Forecasting Future Bills
When projecting future property taxes, consider appraisal trends, new debt obligations, and demographic shifts. Rapidly growing suburbs often issue bonds for schools, roads, and drainage, increasing I&S rates. Conversely, established neighborhoods might see rates decline when debt is retired. Energy prices, inflation, and state school finance formulas also influence rates. Tracking city council agendas and school board meetings helps anticipate upcoming changes. Developers and investors should model multiple scenarios, testing what happens if appraised values climb 15% or rates rise 0.25 percentage points. The calculator lets you experiment by adjusting values and rates, providing immediate insight into how sensitive your budget is to each variable.

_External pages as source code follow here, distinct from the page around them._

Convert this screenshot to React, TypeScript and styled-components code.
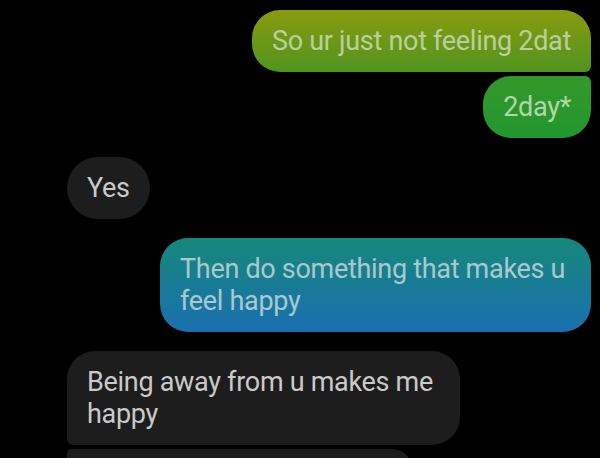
import React from "react";
import styled, { createGlobalStyle } from "styled-components";

const GlobalStyle = createGlobalStyle`
  html, body {
    margin: 0;
    padding: 0;
    background: #000;
    overflow: hidden;
  }
`;

const Thread = styled.div`
  display: flex;
  flex-direction: column;
  height: 458px;
  padding: 10px 9px 0 67px;
  box-sizing: border-box;
  background: #000;
  font-family: Roboto, "Noto Sans", sans-serif;
  overflow: hidden;
`;

const Group = styled.div<{ $out?: boolean }>`
  display: flex;
  flex-direction: column;
  align-items: ${(p) => (p.$out ? "flex-end" : "flex-start")};
  gap: 4px;
  margin-bottom: 19px;
`;

type Tone = "olive" | "green" | "blue" | "gray";

const backgrounds: Record<Tone, string> = {
  olive: "linear-gradient(180deg, #8a9a0e 0%, #4f9520 100%)",
  green: "linear-gradient(180deg, #34982a 0%, #22962f 100%)",
  blue: "linear-gradient(180deg, #16887a 0%, #1a6fb0 100%)",
  gray: "#1d1d1d",
};

const textColors: Record<Tone, string> = {
  olive: "#b9d09c",
  green: "#b3d6a6",
  blue: "#a9c9cf",
  gray: "#cacaca",
};

const Bubble = styled.div<{ $tone: Tone; $radius: string; $max?: number }>`
  box-sizing: border-box;
  max-width: ${(p) => (p.$max ? `${p.$max}px` : "none")};
  padding: 15px 20px;
  border-radius: ${(p) => p.$radius};
  background: ${(p) => backgrounds[p.$tone]};
  color: ${(p) => textColors[p.$tone]};
  font-size: 27px;
  line-height: 32px;
  letter-spacing: -0.3px;
`;

// next message, only its top edge shows at the bottom of the screen
const PeekBubble = styled.div`
  width: 345px;
  height: 40px;
  flex-shrink: 0;
  border-radius: 6px 28px 28px 28px;
  background: #1d1d1d;
`;

export default function App() {
  return (
    <>
      <GlobalStyle />
      <Thread>
        <Group $out>
          <Bubble $tone="olive" $radius="28px 28px 6px 28px">
            So ur just not feeling 2dat
          </Bubble>
          <Bubble $tone="green" $radius="28px 6px 28px 28px">
            2day*
          </Bubble>
        </Group>
        <Group>
          <Bubble $tone="gray" $radius="31px">
            Yes
          </Bubble>
        </Group>
        <Group $out>
          <Bubble $tone="blue" $radius="28px" $max={431}>
            Then do something that makes u feel happy
          </Bubble>
        </Group>
        <Group>
          <Bubble $tone="gray" $radius="28px 28px 28px 6px" $max={393}>
            Being away from u makes me happy
          </Bubble>
          <PeekBubble />
        </Group>
      </Thread>
    </>
  );
}
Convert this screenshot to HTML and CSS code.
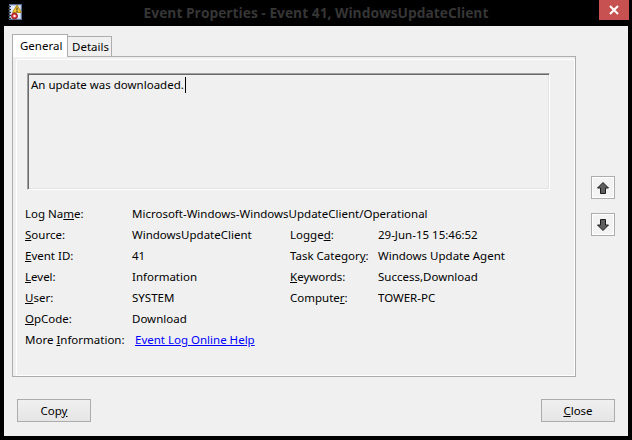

Another critical consideration is how renovations affect taxable value. Major improvements like swimming pools, room additions, or accessory dwelling units add “new value” that is not subject to the 10% cap. If you plan upgrades, budget for the resulting tax increase. Conversely, documenting deferred maintenance can support lower appraisals. Keeping records of expenditures, contractor bids, and before-and-after photos helps justify your claims during protests.
Conclusion
Property taxes in Texas are the product of detailed local governance, layered rates, and homeowner rights that require proactive management. By understanding how appraisals, exemptions, rate adoption, and payment schedules interact, you can better anticipate your annual obligations and make informed decisions about purchasing, renovating, or protesting. Tools like the calculator above turn abstract percentages into concrete dollar amounts, while official resources such as the Texas Comptroller and county tax offices provide the legal framework. Stay informed, participate in public hearings, and revisit your estimates every year to keep your financial plan aligned with the evolving Texas property tax landscape.